É uma coisa mais pontual do Ocidente, me parece. Um dos pontos principais dessa constelação de crenças é que esses elementos da “nova cultura midiática” são resultados de um ataque à cultura ocidental. Para essas pessoas, você tem uma cultura superior e existem grupos que não se adaptam a ela, como negros, judeus, feministas, e a mídia estaria combatendo isso porque ela é contra esse projeto. Se você observar o discurso dos partidos de extrema direita aqui, existe essa idealização da cultura ocidental, que é uma coisa vaga, ninguém sabe dizer o que é. Mas, quando você vai ver o que essas pessoas valorizam, é a família tradicional, as religiões cristãs e uma interpretação muito enviesada do que é esse cristianismo. Tudo que ameaça isso é um complô da esquerda, dos comunistas para tomar o poder.
Não quer dizer que todo mundo que vê um vídeo com esse tipo de conteúdo vai acreditar nisso, mas, quando entram as tais máquinas de desinformação, é natural que uma ou outra pessoa acabe caindo e sendo desinformada. Aí ela vai parar em um grupo que tem uma voz muito alta, que é o dos gamers, com uma capacidade de mobilização muito perigosa.
Qual é o perfil da comunidade gamer hoje no Brasil?
Existe uma diferença entre aquela pessoa que se identifica como fã, quase como um “fã-ativista”, e quem simplesmente consome certos produtos. Nos últimos anos, principalmente com os smartphones, quase todo mundo joga alguma coisa. O perfil desse gamer [ativista] é um público em geral masculino, branco, de classe média ou classe média alta, que faz um consumo específico de jogos que chamamos de “consoles caseiros”, PlayStation 5 e Xbox Series X, que são mais modernos e caros. É um ativismo de marca, não só político: tem os “sonystas”, que gostam mais da Sony, e os “caixistas” que gostam mais do Xbox e se dividem em alianças por marcas e jogos específicos.

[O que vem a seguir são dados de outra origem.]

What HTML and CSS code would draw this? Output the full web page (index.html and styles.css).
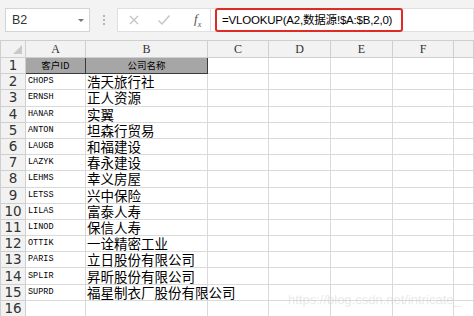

Dentro dessa discussão e linguagem, acabam surgindo as pautas políticas. Nesse trabalho que fizemos no Metagame [Rede de Pesquisa em Jogo e Cultura Política], nós percebemos que existe uma forte rejeição à ideia de Estado. Nós medimos a rejeição do público gamer a um projeto de lei, o PLS 383, que viria a ser rejeitado, atacado, por esses gamers ativistas. Neste estudo conseguimos mapear esse discurso anti-Estado, do que eles acreditam ser uma ameaça a cultura gamer brasileira.
A antropóloga Isabela Kalil coloca os gamers como um dos grupos da base bolsonarista em 2018. Como foi o papel da comunidade gamer nas eleições?
Isso é feito mais através do discurso do que dos jogos em si. O que importa mesmo é o ser gamer, essa ideia do Estado mínimo, que fecha com uma pauta que mobiliza muito o discurso online que é a redução do imposto. Você pode ver que o governo Bolsonaro fez vários anúncios de redução dos impostos sobre games que não abaixaram o preço dos jogos nem dos aparelhos. Nós contamos quatro ou cinco em três anos e meio, para colocar combustível na mobilização desse grupo, porque isso fecha muito com a coisa do consumo. Eles valorizam muito o consumo das marcas e valorizam a pauta contra o Estado. Menos imposto significa mais desenvolvimento dentro da ideologia desse grupo.
A redução de impostos não ter diminuído o preço dos produtos teve um efeito negativo?
O que temos de concreto em uma pesquisa com um canal de games que é abertamente bolsonarista é que eles ainda mantêm a propaganda do governo de uma forma que pareça natural. De vez em quando eles estão falando que algum produto aumentou de preço e que a culpa é dos impostos, aí trazem de volta as notícias de que o governo baixou o imposto e está lutando contra isso, então vira uma espécie de propaganda subliminar. Se isso está pegando com o público, já é uma pergunta que falta responder.
Como é esse movimento de defesa? Você já viu algum caso em que o próprio governo ou pessoas ligadas à política acionaram as redes gamers para defenderem Bolsonaro?
Pelo que nós pesquisamos neste canal específico, o Canal Central, existe um apoio que aparenta ser espontâneo. Não conseguimos afirmar que existe um contato direto, por exemplo, de políticos bolsonaristas patrocinando ou apoiando isso de maneira formal ou informal. O que tem é uma aliança, incentivada por personalidades bolsonaristas, como o Jair Renan, filho mais novo do Bolsonaro, que tem envolvimento com projetos de games, foi streamer. O Carlos Bolsonaro, quando tem redução de imposto, sempre faz questão de pontuar e divulgar isso como uma forma de legitimar essa relação com o público gamer.